The last among the respective Star Trek series to reach DVD, there was
some question if this Emmy-winning, early ‘70s Filmation
adaptation of “Star Trek” would be revived at all. Some
Trekkies have thumbed their nose at the colorful, Saturday morning
adventures of Kirk, Spock and the Enterprise crew, saying the more
juvenile-oriented fare shouldn’t be placed on a pedestal with the
scripts of the original series.
However, Paramount’s new, four-disc DVD compilation (available
November 21st) of the complete “Animated Series” makes a
pretty good case that it should.
Using several writers from the original series (including David Gerrold
and D.C. Fontana) and recruiting the entire cast from William Shatner
and Leonard Nimoy down to “Harry Mudd” himself, Roger C.

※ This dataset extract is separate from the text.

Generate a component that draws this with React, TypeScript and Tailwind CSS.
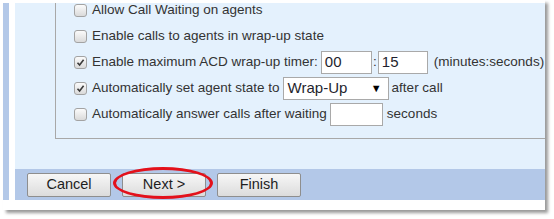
import React from 'react';

const font = { fontFamily: '"Liberation Sans", Arial, sans-serif' };

const Check: React.FC<{ checked?: boolean }> = ({ checked }) => (
  <span className="w-[13px] h-[13px] mr-[5px] shrink-0 rounded-[3px] border border-[#a3a3a3] bg-gradient-to-b from-[#fbfbfb] to-[#dadada] flex items-center justify-center">
    {checked && (
      <svg width="9" height="9" viewBox="0 0 9 9">
        <path d="M1.5 4.8 L3.6 7 L7.6 1.8" fill="none" stroke="#3a3a3a" strokeWidth="1.6" />
      </svg>
    )}
  </span>
);

const Field: React.FC<{ value?: string; w: string }> = ({ value, w }) => (
  <span className={`${w} h-[23px] bg-white border border-[#a9a9a9] flex items-center pl-[3px] text-[15px] text-[#1f1f2e]`}>
    {value}
  </span>
);

const Btn: React.FC<{ label: string }> = ({ label }) => (
  <button className="w-[84px] h-[24px] rounded-[2px] border border-[#8e8e8e] bg-gradient-to-b from-[#f7f7f7] to-[#dcdcdc] text-[14.5px] text-[#1e1e1e] flex items-center justify-center">
    {label}
  </button>
);

export default function App() {
  return (
    <div className="w-[554px] h-[219px] bg-white overflow-hidden relative pl-[3px]" style={font}>
      <div className="w-[542px] h-[210px] bg-white flex pt-[3px] pb-[10px] shadow-[3px_3px_3px_rgba(0,0,0,0.4)]">
        <div className="w-[6px] bg-[#b3c8e8]" />
        <div className="ml-[6px] w-[530px] flex flex-col">
          <div className="flex-1 bg-[#e4f1fd] pl-[40px] overflow-hidden">
            <div className="-mt-[6px] border-l border-b border-[#a8a8a8] pl-[18px] pb-[11px] text-[13.5px] text-[#333] whitespace-nowrap">
              <div className="h-[26px] flex items-center">
                <Check />
                <span>Allow Call Waiting on agents</span>
              </div>
              <div className="h-[26px] flex items-center">
                <Check />
                <span>Enable calls to agents in wrap-up state</span>
              </div>
              <div className="h-[26px] flex items-center">
                <Check checked />
                <span>Enable maximum ACD wrap-up timer:</span>
                <span className="ml-[3px]"><Field value="00" w="w-[51px]" /></span>
                <span className="w-[6px] text-center">:</span>
                <Field value="15" w="w-[50px]" />
                <span className="ml-[6px]">(minutes:seconds)</span>
              </div>
              <div className="h-[26px] flex items-center">
                <Check checked />
                <span>Automatically set agent state to</span>
                <span className="ml-[3px] w-[106px] h-[23px] bg-white border border-[#a9a9a9] flex items-center justify-between pl-[4px] pr-[6px] text-[15px] text-[#1f1f2e]">
                  <span>Wrap-Up</span>
                  <span className="text-[11px] text-black">▼</span>
                </span>
                <span className="ml-[3px]">after call</span>
              </div>
              <div className="h-[26px] flex items-center">
                <Check />
                <span>Automatically answer calls after waiting</span>
                <span className="ml-[3px]"><Field w="w-[53px]" /></span>
                <span className="ml-[4px]">seconds</span>
              </div>
            </div>
          </div>
          <div className="h-[31px] bg-[#b3c8e8] flex items-center gap-[11px] pl-[12px]">
            <Btn label="Cancel" />
            <Btn label="Next >" />
            <Btn label="Finish" />
          </div>
        </div>
      </div>
      <div className="absolute left-[113px] top-[167px] w-[100px] h-[32px] rounded-[50%] border-[3px] border-[#e3111b]" />
    </div>
  );
}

Carmel, this respectful continuation of the live-action series is
satisfying for both kids and adults alike. Though the plots tend to be
more outlandish in nature and the stock music recycled from show to
show (there’s no Alexander Courage theme here but a carefully
re-arranged rip-off instead), the spirit of the original “Star
Trek” shines through with references to its predecessor’s
various episodes, sequels to original stories (including
“Mudd’s Passion” and “More Tribbles, More
Troubles”), and some superb efforts of its own (particularly the
moving episode “Yesteryear,” involving a juvenile Spock and
his favorite pet, who dies trying to save his young charge’s
The animation is standard Filmation fare, but the design of the
characters, original cast involvement, and use of the show’s
sound effects compensate for the occasionally limited visuals. Even the
lone absence among the cast -- no sign of Pavel Chekov, for whatever
reason -- is off-set by star Walter Koenig’s involvement behind
the camera, penning the episode “The Infinite Vulcan.”
At its best, the “Animated Series” feels like entertaining,
old-school Original Series Trek -- just with ‘70s Saturday
morning animation substituting for live-action. Those who’ve
never sampled the series are urged to check Paramount’s release,
as are fans who haven’t seen the series in years.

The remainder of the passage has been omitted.